## BEGIN

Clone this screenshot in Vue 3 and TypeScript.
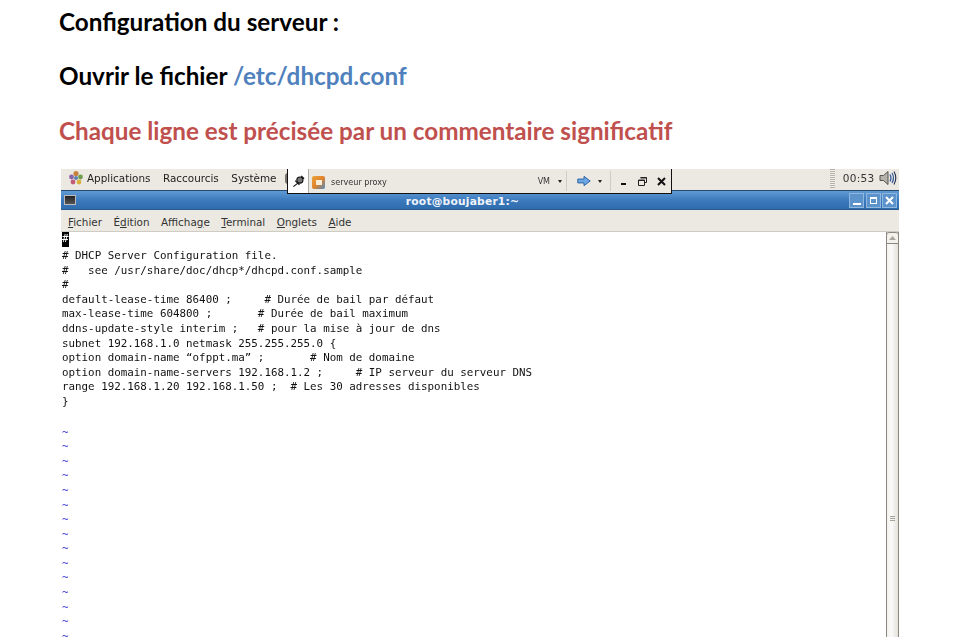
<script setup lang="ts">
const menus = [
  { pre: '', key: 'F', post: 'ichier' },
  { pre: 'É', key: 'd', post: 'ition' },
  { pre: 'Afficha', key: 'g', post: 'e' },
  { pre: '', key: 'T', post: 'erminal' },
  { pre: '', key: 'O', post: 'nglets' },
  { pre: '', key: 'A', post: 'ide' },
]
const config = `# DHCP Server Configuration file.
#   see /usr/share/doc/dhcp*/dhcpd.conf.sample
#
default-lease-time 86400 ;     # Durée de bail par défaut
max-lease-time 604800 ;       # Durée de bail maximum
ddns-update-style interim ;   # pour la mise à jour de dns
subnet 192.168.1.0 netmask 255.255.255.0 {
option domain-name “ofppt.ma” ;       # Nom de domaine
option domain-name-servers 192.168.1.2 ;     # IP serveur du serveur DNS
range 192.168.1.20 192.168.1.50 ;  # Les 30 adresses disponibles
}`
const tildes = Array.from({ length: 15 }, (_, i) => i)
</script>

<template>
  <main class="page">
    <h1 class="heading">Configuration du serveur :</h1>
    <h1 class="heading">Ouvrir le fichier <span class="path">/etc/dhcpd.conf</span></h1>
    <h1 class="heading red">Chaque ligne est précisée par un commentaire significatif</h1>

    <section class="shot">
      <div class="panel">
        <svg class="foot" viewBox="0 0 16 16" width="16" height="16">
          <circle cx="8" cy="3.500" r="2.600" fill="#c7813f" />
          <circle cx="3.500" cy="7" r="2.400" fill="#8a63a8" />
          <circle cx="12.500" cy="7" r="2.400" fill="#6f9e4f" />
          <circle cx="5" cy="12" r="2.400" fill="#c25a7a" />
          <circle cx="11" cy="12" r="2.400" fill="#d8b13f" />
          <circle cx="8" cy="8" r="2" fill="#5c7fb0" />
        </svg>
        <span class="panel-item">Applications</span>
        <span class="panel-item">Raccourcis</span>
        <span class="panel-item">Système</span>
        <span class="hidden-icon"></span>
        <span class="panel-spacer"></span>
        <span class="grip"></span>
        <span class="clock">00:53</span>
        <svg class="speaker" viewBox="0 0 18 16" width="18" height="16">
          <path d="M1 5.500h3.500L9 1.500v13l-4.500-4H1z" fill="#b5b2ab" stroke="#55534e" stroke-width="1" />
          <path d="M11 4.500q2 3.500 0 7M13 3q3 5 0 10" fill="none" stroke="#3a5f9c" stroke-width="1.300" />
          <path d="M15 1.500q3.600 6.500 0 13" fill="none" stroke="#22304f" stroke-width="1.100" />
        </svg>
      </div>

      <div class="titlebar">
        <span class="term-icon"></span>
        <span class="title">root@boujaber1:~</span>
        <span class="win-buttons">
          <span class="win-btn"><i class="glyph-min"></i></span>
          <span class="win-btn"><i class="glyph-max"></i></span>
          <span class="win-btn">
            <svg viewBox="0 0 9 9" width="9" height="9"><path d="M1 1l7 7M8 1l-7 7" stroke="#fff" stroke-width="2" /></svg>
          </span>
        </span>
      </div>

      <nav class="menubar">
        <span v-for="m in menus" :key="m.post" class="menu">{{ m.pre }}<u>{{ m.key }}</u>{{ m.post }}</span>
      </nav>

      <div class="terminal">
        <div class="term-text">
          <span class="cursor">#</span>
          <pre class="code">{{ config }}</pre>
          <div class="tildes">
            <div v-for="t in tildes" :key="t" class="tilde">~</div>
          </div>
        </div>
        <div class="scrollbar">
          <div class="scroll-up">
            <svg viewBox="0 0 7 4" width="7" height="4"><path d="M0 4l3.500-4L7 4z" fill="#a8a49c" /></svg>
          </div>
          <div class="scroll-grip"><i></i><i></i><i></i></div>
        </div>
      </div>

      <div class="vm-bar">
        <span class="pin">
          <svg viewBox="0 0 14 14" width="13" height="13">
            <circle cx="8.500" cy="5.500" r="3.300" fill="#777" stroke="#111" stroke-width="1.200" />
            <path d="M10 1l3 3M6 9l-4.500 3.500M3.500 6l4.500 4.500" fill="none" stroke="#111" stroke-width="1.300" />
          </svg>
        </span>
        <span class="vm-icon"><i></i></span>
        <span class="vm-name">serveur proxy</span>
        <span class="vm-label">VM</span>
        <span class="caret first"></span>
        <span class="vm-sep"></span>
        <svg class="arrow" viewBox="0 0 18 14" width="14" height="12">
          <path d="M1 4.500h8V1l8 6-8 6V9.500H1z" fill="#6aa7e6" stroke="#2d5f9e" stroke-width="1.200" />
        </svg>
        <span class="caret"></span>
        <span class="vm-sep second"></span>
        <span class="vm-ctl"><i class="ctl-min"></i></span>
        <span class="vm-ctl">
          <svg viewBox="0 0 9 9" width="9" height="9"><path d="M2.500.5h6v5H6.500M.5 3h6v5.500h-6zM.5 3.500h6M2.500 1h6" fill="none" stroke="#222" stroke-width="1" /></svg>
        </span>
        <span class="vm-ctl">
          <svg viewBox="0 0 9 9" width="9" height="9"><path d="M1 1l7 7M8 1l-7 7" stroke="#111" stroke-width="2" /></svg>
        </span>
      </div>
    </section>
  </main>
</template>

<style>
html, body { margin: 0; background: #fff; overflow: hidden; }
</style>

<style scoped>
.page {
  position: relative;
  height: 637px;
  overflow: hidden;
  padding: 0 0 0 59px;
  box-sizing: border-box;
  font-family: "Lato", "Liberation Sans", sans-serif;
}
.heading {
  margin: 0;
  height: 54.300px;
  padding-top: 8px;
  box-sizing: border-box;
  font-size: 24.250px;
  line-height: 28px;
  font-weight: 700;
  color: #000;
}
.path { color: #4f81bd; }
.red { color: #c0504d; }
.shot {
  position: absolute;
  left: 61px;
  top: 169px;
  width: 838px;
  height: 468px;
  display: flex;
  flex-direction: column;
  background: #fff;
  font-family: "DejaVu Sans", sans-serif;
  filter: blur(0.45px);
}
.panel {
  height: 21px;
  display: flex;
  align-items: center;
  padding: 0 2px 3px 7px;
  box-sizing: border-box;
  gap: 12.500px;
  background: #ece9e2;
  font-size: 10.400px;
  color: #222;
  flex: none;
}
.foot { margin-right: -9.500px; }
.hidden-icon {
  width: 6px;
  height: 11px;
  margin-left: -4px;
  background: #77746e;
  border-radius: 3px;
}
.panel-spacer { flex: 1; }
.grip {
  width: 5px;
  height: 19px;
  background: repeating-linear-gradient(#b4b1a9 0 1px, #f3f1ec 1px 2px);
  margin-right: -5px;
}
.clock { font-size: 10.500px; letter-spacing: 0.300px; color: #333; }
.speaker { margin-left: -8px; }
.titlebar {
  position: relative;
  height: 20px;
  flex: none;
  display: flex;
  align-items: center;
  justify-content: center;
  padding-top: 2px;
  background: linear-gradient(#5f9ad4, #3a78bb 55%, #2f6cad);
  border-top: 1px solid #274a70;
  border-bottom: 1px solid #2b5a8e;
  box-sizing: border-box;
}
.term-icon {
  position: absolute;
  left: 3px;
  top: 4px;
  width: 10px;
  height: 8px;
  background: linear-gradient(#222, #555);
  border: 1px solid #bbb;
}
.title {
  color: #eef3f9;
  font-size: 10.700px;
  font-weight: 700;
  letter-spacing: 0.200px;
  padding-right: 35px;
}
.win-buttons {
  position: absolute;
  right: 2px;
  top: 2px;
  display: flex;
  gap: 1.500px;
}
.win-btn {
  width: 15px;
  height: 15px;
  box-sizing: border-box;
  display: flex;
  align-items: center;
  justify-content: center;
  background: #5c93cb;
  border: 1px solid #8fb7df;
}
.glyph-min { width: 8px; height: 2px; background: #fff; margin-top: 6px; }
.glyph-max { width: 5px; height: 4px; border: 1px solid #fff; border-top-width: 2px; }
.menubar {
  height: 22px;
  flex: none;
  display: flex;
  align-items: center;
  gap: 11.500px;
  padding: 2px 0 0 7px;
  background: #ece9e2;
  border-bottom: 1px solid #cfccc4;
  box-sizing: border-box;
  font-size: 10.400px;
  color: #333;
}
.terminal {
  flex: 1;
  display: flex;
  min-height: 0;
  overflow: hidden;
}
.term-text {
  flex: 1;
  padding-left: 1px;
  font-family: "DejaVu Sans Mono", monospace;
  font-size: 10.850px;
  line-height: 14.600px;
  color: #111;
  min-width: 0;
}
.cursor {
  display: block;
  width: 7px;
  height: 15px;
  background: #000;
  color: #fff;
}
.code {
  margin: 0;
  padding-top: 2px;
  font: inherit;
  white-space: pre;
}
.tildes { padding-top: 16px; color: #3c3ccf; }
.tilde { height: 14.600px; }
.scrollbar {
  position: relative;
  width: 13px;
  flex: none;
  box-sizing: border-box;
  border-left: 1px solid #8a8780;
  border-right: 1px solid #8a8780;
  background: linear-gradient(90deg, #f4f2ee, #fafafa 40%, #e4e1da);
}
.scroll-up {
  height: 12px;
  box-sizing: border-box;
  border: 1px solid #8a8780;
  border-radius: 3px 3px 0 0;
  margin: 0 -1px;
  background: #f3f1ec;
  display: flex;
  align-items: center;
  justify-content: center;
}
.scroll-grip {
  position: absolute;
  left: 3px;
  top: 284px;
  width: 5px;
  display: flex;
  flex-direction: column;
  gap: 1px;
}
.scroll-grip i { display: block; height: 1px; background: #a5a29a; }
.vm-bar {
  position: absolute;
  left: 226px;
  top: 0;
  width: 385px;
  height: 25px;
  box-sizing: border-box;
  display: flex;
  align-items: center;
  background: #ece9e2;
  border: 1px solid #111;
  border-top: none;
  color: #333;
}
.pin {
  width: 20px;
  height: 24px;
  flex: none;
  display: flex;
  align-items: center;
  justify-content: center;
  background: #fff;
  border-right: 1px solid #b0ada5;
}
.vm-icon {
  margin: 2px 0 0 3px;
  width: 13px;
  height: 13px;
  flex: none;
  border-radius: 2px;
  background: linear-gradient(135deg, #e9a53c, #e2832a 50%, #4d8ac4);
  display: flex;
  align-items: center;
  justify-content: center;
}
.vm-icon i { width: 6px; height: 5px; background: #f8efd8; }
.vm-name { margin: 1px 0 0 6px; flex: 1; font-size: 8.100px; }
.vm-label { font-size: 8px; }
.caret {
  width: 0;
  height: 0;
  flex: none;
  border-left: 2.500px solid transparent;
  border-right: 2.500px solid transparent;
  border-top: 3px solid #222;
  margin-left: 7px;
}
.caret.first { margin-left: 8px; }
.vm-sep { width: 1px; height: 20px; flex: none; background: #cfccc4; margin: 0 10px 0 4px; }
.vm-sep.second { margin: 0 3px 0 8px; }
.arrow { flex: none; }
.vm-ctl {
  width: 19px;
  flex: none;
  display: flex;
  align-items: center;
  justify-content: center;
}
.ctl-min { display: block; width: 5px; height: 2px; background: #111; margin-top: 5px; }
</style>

## END

TASK DETAILS:
Without any pictures, reproduce the lines from the first one in the material through the line that has "un commentaire significatif</h1>", exactly as they appear.

FINAL ANSWER:
Clone this screenshot in Vue 3 and TypeScript.
<script setup lang="ts">
const menus = [
  { pre: '', key: 'F', post: 'ichier' },
  { pre: 'É', key: 'd', post: 'ition' },
  { pre: 'Afficha', key: 'g', post: 'e' },
  { pre: '', key: 'T', post: 'erminal' },
  { pre: '', key: 'O', post: 'nglets' },
  { pre: '', key: 'A', post: 'ide' },
]
const config = `# DHCP Server Configuration file.
#   see /usr/share/doc/dhcp*/dhcpd.conf.sample
#
default-lease-time 86400 ;     # Durée de bail par défaut
max-lease-time 604800 ;       # Durée de bail maximum
ddns-update-style interim ;   # pour la mise à jour de dns
subnet 192.168.1.0 netmask 255.255.255.0 {
option domain-name “ofppt.ma” ;       # Nom de domaine
option domain-name-servers 192.168.1.2 ;     # IP serveur du serveur DNS
range 192.168.1.20 192.168.1.50 ;  # Les 30 adresses disponibles
}`
const tildes = Array.from({ length: 15 }, (_, i) => i)
</script>

<template>
  <main class="page">
    <h1 class="heading">Configuration du serveur :</h1>
    <h1 class="heading">Ouvrir le fichier <span class="path">/etc/dhcpd.conf</span></h1>
    <h1 class="heading red">Chaque ligne est précisée par un commentaire significatif</h1>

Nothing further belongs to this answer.